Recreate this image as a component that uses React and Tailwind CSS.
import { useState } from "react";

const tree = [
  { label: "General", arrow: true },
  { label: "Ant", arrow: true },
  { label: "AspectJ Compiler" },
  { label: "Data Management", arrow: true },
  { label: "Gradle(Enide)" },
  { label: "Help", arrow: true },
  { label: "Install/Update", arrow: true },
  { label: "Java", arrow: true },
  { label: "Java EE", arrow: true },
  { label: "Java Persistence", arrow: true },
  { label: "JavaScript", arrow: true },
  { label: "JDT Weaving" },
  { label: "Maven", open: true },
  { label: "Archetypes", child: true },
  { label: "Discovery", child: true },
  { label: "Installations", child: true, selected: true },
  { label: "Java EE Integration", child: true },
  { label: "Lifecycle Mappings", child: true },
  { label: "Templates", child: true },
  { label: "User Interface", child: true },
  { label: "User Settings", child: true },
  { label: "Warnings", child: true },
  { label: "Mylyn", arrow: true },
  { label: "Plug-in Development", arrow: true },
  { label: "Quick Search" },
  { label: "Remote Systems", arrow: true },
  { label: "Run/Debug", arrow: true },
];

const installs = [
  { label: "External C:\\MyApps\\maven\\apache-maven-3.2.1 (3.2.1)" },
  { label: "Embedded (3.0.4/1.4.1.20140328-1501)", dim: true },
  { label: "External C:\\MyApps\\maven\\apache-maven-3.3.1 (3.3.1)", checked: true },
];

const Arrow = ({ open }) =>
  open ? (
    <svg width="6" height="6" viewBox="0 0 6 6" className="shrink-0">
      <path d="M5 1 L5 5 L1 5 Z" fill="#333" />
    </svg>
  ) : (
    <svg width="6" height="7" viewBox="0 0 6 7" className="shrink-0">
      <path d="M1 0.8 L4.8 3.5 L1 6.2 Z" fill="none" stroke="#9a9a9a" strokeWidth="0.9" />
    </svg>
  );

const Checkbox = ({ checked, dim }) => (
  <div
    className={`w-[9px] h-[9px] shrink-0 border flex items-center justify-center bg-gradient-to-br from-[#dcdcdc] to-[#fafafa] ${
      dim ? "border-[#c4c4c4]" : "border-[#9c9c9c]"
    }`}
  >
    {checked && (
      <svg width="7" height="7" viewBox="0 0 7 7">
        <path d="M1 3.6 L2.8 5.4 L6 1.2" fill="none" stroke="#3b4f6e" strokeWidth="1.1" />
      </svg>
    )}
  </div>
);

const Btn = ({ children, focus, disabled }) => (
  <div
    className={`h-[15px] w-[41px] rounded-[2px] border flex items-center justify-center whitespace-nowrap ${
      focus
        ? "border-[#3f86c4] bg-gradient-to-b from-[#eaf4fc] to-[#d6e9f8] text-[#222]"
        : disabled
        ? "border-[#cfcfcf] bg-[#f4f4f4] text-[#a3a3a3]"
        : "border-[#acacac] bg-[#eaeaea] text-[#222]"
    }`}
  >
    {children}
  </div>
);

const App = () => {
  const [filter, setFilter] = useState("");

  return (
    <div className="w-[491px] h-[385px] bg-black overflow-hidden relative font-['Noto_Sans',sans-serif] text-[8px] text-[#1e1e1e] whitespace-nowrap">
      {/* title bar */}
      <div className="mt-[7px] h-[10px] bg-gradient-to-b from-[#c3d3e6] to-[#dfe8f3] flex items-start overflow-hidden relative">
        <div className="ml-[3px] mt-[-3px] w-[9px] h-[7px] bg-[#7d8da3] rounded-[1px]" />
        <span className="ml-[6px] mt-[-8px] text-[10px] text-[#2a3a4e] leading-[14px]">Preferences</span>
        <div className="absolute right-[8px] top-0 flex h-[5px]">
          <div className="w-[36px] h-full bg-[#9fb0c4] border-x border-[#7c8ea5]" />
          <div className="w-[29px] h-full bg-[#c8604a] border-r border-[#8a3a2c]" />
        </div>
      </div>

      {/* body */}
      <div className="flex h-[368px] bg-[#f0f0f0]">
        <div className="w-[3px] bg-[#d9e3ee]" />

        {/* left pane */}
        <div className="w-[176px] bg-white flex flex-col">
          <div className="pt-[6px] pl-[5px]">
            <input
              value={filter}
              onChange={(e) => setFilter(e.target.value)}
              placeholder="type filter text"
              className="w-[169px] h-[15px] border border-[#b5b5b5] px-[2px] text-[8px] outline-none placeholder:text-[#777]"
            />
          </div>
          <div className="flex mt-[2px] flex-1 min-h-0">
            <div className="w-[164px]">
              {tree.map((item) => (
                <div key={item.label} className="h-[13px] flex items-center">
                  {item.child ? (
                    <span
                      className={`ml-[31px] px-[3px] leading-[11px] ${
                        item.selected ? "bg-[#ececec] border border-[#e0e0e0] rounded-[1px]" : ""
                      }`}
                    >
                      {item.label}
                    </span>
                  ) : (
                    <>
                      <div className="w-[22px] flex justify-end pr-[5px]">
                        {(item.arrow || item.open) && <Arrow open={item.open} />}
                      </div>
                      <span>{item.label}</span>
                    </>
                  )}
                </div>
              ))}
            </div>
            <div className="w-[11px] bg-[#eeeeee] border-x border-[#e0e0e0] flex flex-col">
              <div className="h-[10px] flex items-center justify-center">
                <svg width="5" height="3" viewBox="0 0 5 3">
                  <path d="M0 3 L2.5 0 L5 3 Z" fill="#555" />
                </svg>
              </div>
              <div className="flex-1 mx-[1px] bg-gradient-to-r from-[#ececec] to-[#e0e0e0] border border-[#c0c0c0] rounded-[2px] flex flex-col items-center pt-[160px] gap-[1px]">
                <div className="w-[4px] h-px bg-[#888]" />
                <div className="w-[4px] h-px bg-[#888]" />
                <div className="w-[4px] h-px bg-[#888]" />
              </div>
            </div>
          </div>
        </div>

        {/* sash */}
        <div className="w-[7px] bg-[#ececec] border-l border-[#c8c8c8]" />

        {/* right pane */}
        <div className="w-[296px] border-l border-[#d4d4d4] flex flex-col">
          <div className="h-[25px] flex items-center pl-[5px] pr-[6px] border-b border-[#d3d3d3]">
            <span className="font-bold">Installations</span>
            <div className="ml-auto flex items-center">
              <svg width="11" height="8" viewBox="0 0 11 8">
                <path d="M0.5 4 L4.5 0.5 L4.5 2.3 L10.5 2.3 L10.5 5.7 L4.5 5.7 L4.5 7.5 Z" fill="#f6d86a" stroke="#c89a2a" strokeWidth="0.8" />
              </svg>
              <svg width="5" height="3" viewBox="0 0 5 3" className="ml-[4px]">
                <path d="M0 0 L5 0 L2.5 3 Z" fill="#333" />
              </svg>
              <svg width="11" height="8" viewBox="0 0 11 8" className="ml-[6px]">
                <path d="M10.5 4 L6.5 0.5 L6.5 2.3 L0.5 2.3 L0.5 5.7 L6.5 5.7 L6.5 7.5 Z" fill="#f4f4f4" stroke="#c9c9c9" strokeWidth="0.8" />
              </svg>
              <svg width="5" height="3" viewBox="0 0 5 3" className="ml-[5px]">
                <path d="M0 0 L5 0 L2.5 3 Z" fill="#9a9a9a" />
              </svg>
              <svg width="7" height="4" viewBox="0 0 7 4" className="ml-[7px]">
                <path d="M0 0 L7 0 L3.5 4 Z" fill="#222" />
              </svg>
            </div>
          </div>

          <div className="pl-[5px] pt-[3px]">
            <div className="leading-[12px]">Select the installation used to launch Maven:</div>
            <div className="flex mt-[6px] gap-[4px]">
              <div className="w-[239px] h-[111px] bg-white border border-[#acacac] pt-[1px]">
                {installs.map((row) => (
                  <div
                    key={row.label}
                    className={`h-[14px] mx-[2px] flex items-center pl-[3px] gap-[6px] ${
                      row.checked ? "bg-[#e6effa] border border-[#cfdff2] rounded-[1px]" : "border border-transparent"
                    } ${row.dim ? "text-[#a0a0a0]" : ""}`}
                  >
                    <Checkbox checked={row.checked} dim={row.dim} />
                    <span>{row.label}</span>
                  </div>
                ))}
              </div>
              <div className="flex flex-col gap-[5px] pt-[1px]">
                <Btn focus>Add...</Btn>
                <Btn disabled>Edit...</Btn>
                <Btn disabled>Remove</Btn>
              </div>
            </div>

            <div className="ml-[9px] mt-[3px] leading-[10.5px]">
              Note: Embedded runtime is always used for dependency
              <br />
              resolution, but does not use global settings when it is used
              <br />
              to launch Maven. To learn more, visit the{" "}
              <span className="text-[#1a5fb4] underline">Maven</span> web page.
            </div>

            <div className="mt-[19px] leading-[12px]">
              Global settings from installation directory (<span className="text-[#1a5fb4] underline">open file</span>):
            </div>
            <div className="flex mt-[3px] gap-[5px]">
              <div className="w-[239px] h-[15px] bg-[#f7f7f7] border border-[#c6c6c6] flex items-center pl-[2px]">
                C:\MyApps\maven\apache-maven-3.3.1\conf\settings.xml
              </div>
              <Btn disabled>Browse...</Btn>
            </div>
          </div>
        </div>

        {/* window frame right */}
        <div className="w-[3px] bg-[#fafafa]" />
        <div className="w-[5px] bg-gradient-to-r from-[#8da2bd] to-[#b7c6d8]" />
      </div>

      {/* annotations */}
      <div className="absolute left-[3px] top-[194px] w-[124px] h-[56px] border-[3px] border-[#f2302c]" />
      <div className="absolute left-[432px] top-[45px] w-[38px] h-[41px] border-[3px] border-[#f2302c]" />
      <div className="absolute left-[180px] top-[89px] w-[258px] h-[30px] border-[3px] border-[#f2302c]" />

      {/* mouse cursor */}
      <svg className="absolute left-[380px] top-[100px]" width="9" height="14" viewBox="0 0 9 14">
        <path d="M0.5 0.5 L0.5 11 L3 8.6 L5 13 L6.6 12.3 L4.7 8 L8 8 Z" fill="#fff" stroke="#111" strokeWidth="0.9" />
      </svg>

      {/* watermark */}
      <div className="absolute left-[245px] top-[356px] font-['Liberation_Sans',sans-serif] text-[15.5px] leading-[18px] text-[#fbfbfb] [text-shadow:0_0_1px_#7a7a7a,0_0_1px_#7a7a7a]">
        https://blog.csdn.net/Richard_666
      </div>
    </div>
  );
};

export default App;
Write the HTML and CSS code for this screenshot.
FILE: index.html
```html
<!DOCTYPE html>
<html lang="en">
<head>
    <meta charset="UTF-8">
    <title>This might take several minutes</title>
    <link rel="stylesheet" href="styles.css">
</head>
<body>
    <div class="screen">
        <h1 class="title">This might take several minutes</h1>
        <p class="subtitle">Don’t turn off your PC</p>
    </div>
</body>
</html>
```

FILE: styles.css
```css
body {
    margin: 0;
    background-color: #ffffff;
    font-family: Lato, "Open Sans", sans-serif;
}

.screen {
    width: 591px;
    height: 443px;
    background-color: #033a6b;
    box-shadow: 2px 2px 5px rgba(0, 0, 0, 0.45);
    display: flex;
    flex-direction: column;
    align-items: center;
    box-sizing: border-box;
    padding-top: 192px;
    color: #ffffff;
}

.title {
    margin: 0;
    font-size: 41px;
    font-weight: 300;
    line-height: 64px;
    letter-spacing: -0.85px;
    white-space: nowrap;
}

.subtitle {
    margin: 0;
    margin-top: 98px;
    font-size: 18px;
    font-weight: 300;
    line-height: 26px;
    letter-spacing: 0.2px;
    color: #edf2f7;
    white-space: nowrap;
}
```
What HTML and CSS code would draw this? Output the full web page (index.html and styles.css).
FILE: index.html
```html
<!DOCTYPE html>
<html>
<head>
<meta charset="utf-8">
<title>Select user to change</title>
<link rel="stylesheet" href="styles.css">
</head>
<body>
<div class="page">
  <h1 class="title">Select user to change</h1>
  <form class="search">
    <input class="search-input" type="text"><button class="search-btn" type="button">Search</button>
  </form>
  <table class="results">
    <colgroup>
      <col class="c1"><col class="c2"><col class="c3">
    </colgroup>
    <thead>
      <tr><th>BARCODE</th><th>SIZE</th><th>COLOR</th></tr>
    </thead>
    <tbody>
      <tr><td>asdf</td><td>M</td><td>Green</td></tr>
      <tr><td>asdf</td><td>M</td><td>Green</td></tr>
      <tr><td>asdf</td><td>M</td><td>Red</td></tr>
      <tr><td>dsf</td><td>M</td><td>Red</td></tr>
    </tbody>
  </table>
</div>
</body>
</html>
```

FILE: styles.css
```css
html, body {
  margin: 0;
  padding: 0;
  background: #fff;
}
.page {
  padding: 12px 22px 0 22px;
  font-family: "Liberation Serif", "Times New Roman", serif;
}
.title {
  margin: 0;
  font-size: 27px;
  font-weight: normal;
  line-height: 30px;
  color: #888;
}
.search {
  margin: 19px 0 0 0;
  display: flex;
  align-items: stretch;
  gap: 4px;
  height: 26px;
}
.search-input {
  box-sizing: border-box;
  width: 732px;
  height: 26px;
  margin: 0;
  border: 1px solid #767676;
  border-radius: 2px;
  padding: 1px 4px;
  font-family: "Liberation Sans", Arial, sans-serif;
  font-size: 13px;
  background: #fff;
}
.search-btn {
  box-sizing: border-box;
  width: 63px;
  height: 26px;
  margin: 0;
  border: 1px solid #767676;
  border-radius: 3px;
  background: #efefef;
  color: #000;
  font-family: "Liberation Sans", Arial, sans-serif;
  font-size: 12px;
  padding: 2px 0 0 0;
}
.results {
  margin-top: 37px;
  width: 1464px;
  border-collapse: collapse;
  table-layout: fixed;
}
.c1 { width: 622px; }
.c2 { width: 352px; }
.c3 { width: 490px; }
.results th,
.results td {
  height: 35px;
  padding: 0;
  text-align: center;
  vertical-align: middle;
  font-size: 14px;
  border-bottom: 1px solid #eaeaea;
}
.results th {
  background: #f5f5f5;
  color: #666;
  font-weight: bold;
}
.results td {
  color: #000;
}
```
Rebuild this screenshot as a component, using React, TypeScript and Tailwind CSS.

**Written problem**:
Copy every line from the entries that contains the word "Tailwind".

**Answer**:
Recreate this image as a component that uses React and Tailwind CSS.
Rebuild this screenshot as a component, using React, TypeScript and Tailwind CSS.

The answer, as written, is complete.